> **GIVEN REQUEST**:
It is required that all of the data be written out exactly.

----------------

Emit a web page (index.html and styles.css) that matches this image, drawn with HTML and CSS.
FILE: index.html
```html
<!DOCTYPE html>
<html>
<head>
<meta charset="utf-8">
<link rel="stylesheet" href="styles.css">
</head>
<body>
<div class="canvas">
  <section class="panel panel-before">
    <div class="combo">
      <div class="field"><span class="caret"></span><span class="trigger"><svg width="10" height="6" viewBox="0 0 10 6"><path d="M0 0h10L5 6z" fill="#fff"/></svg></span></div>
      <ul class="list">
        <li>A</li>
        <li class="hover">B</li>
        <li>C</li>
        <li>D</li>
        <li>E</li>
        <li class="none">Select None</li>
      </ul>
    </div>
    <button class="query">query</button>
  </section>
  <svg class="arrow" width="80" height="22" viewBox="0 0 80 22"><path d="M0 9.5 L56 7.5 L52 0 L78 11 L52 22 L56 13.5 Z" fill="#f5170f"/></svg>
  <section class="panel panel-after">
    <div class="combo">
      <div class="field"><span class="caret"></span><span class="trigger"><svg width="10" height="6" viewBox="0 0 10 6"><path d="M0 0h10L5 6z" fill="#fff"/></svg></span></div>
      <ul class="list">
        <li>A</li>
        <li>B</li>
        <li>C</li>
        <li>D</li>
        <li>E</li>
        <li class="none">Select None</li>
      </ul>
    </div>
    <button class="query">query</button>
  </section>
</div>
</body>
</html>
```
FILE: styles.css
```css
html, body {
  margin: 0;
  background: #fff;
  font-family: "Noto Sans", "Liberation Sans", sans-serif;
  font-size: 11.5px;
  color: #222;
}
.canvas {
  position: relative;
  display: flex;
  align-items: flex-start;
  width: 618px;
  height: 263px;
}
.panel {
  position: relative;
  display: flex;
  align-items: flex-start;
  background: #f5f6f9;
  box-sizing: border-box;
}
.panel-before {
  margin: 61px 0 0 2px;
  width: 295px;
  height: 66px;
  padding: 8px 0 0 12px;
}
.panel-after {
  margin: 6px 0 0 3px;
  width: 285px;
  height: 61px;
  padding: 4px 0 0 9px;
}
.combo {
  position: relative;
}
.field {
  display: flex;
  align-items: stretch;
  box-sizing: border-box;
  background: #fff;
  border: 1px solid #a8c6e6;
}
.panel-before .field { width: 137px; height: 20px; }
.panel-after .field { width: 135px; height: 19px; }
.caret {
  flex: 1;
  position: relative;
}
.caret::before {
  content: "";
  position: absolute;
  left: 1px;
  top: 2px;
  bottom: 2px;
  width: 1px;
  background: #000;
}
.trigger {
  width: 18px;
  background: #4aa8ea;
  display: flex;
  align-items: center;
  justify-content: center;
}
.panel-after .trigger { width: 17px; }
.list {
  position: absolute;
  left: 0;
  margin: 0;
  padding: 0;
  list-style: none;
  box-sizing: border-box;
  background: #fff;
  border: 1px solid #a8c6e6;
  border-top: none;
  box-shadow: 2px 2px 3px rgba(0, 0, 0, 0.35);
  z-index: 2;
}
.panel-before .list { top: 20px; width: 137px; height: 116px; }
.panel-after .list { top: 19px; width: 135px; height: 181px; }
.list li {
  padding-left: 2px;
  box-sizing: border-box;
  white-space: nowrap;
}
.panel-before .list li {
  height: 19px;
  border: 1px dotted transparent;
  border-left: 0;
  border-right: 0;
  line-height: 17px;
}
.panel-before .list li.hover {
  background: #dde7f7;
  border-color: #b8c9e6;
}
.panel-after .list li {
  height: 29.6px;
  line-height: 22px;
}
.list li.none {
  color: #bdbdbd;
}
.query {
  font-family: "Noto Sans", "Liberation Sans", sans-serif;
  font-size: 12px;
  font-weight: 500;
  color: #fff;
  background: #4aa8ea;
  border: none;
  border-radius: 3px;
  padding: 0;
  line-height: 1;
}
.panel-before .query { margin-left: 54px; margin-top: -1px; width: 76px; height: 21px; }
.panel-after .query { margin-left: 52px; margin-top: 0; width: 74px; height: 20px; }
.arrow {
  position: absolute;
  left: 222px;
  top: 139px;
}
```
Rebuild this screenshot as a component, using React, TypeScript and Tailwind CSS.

----------------

> **SOLUTION TO THIS PROBLEM**:
Emit a web page (index.html and styles.css) that matches this image, drawn with HTML and CSS.
FILE: index.html
```html
<!DOCTYPE html>
<html>
<head>
<meta charset="utf-8">
<link rel="stylesheet" href="styles.css">
</head>
<body>
<div class="canvas">
  <section class="panel panel-before">
    <div class="combo">
      <div class="field"><span class="caret"></span><span class="trigger"><svg width="10" height="6" viewBox="0 0 10 6"><path d="M0 0h10L5 6z" fill="#fff"/></svg></span></div>
      <ul class="list">
        <li>A</li>
        <li class="hover">B</li>
        <li>C</li>
        <li>D</li>
        <li>E</li>
        <li class="none">Select None</li>
      </ul>
    </div>
    <button class="query">query</button>
  </section>
  <svg class="arrow" width="80" height="22" viewBox="0 0 80 22"><path d="M0 9.5 L56 7.5 L52 0 L78 11 L52 22 L56 13.5 Z" fill="#f5170f"/></svg>
  <section class="panel panel-after">
    <div class="combo">
      <div class="field"><span class="caret"></span><span class="trigger"><svg width="10" height="6" viewBox="0 0 10 6"><path d="M0 0h10L5 6z" fill="#fff"/></svg></span></div>
      <ul class="list">
        <li>A</li>
        <li>B</li>
        <li>C</li>
        <li>D</li>
        <li>E</li>
        <li class="none">Select None</li>
      </ul>
    </div>
    <button class="query">query</button>
  </section>
</div>
</body>
</html>
```
FILE: styles.css
```css
html, body {
  margin: 0;
  background: #fff;
  font-family: "Noto Sans", "Liberation Sans", sans-serif;
  font-size: 11.5px;
  color: #222;
}
.canvas {
  position: relative;
  display: flex;
  align-items: flex-start;
  width: 618px;
  height: 263px;
}
.panel {
  position: relative;
  display: flex;
  align-items: flex-start;
  background: #f5f6f9;
  box-sizing: border-box;
}
.panel-before {
  margin: 61px 0 0 2px;
  width: 295px;
  height: 66px;
  padding: 8px 0 0 12px;
}
.panel-after {
  margin: 6px 0 0 3px;
  width: 285px;
  height: 61px;
  padding: 4px 0 0 9px;
}
.combo {
  position: relative;
}
.field {
  display: flex;
  align-items: stretch;
  box-sizing: border-box;
  background: #fff;
  border: 1px solid #a8c6e6;
}
.panel-before .field { width: 137px; height: 20px; }
.panel-after .field { width: 135px; height: 19px; }
.caret {
  flex: 1;
  position: relative;
}
.caret::before {
  content: "";
  position: absolute;
  left: 1px;
  top: 2px;
  bottom: 2px;
  width: 1px;
  background: #000;
}
.trigger {
  width: 18px;
  background: #4aa8ea;
  display: flex;
  align-items: center;
  justify-content: center;
}
.panel-after .trigger { width: 17px; }
.list {
  position: absolute;
  left: 0;
  margin: 0;
  padding: 0;
  list-style: none;
  box-sizing: border-box;
  background: #fff;
  border: 1px solid #a8c6e6;
  border-top: none;
  box-shadow: 2px 2px 3px rgba(0, 0, 0, 0.35);
  z-index: 2;
}
.panel-before .list { top: 20px; width: 137px; height: 116px; }
.panel-after .list { top: 19px; width: 135px; height: 181px; }
.list li {
  padding-left: 2px;
  box-sizing: border-box;
  white-space: nowrap;
}
.panel-before .list li {
  height: 19px;
  border: 1px dotted transparent;
  border-left: 0;
  border-right: 0;
  line-height: 17px;
}
.panel-before .list li.hover {
  background: #dde7f7;
  border-color: #b8c9e6;
}
.panel-after .list li {
  height: 29.6px;
  line-height: 22px;
}
.list li.none {
  color: #bdbdbd;
}
.query {
  font-family: "Noto Sans", "Liberation Sans", sans-serif;
  font-size: 12px;
  font-weight: 500;
  color: #fff;
  background: #4aa8ea;
  border: none;
  border-radius: 3px;
  padding: 0;
  line-height: 1;
}
.panel-before .query { margin-left: 54px; margin-top: -1px; width: 76px; height: 21px; }
.panel-after .query { margin-left: 52px; margin-top: 0; width: 74px; height: 20px; }
.arrow {
  position: absolute;
  left: 222px;
  top: 139px;
}
```
Rebuild this screenshot as a component, using React, TypeScript and Tailwind CSS.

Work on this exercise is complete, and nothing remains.